They are the rounds of SHA-256... not a random number generator. I am now completely sure you are completely ignorant. You also talk about #defines like they are a completely new concept to you. Are you even a programmer?
Defines are not a new concept. My line of thinking was that yes having that section of code unroll was precisely the problem. Yes flat code can be nice when it executes in a single stack, but if you call out to a separate device with a single instruction it's faster in most cases than executing a bunch of things on the stack.
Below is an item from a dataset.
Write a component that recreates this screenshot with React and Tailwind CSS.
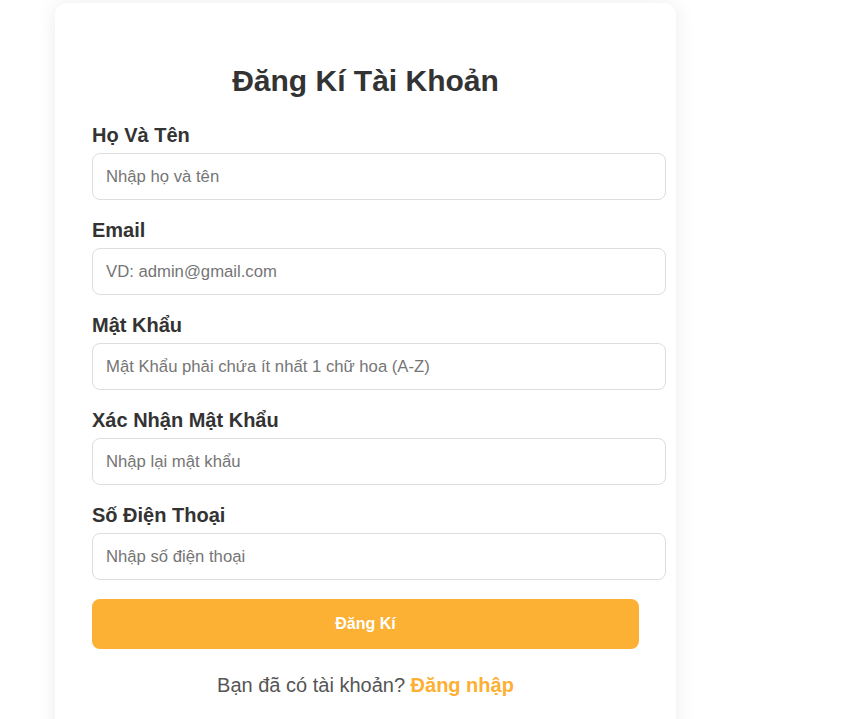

This is not my first FPGA project, but it is my second. My first being one I can't go into depth about, but the gloss of it was "Here is an OpenCL FPGA, we already use OpenCL on GPU farms in our datacenter. We are adopting the technology so that we can port our software to hardware and yield better performance for lower cost. Here's a manual, here's a devboard, we're going golfing your's truly management".
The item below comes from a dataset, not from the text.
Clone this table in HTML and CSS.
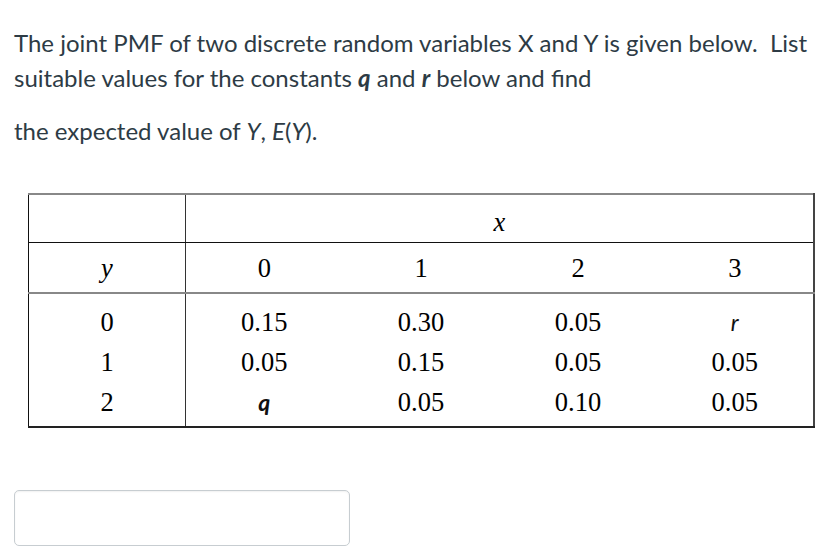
FILE: index.html
```html
<!DOCTYPE html>
<html>
<head>
<meta charset="utf-8">
<link rel="stylesheet" href="styles.css">
</head>
<body>
<div class="question">
  <p class="text">The joint PMF of two discrete random variables X and Y is given below.&nbsp; List suitable values for the constants <b><i>q</i></b> and <b><i>r</i></b> below and find</p>
  <p class="text">the expected value of <i>Y</i>, <i>E</i>(<i>Y</i>).</p>
  <table class="pmf">
    <colgroup>
      <col class="c"><col class="c"><col class="c"><col class="c"><col>
    </colgroup>
    <tr class="r-head">
      <td class="first"></td>
      <td colspan="4" class="var">x</td>
    </tr>
    <tr class="r-x">
      <td class="first var">y</td>
      <td>0</td><td>1</td><td>2</td><td>3</td>
    </tr>
    <tr class="r-d r-top">
      <td class="first">0</td>
      <td>0.15</td><td>0.30</td><td>0.05</td><td><span class="const">r</span></td>
    </tr>
    <tr class="r-d">
      <td class="first">1</td>
      <td>0.05</td><td>0.15</td><td>0.05</td><td>0.05</td>
    </tr>
    <tr class="r-d r-bot">
      <td class="first">2</td>
      <td><span class="const q">q</span></td><td>0.05</td><td>0.10</td><td>0.05</td>
    </tr>
  </table>
  <div class="answer"></div>
</div>
</body>
</html>
```

FILE: styles.css
```css
html, body {
  margin: 0;
  padding: 0;
  background: #ffffff;
}

.question {
  padding: 25px 14px 0 14px;
  font-family: Lato, "Liberation Sans", sans-serif;
  color: #2d3b45;
  font-size: 24px;
  line-height: 35.3px;
}

.text {
  margin: 0 0 17.6px 0;
}

.pmf {
  margin: 45px 0 0 14px;
  width: 787px;
  table-layout: fixed;
  border-collapse: collapse;
  font-family: "Liberation Serif", "Times New Roman", serif;
  font-size: 26.5px;
  color: #000;
  border-left: 1px solid #111;
  border-bottom: 2px solid #222;
  border-right: 2px solid #444;
  border-top: 2px solid #888;
}

.pmf col.c {
  width: 157px;
}

.pmf td {
  text-align: center;
  padding: 0;
  line-height: 30px;
}

.pmf td.first {
  border-right: 1px solid #333;
}

.r-head td {
  height: 41px;
  padding-top: 6px;
  border-bottom: 1px solid #111;
}

.r-x td {
  height: 49px;
  border-bottom: 2px solid #888;
}

.r-d td {
  height: 40px;
  line-height: 40px;
}

.r-top td {
  padding-top: 8px;
}

.r-bot td {
  padding-bottom: 4px;
}

.var {
  font-style: italic;
}

.const {
  font-family: Lato, "Open Sans", sans-serif;
  font-style: italic;
  font-size: 23px;
  color: #111;
}

.const.q {
  font-weight: 700;
}

.answer {
  margin-top: 62px;
  width: 334px;
  height: 54px;
  border: 1px solid #c7cdd1;
  border-radius: 5px;
  box-shadow: inset 0 1px 2px rgba(0, 0, 0, 0.06);
  background: #fff;
}
```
That project worked well, most of what we had ported well. It was almost straight across compiles in most cases. When I left that job I was able to take my devboard which I played with and decided to try it at mining LTC.
The rest has been explained here.
As for your comment about whether I'm actually a programmer or not, yes I am, but this experience is making me wonder if maybe I've started to age out. Now I look, it's pretty obvious where I made my mistake and I didn't check a fundamental assumption, I just assumed I knew. There is no excuse. That leaves me looking like a fool and I plan to leave this thread up and check it everytime before I post something "I just know will work".

Thanks for the info.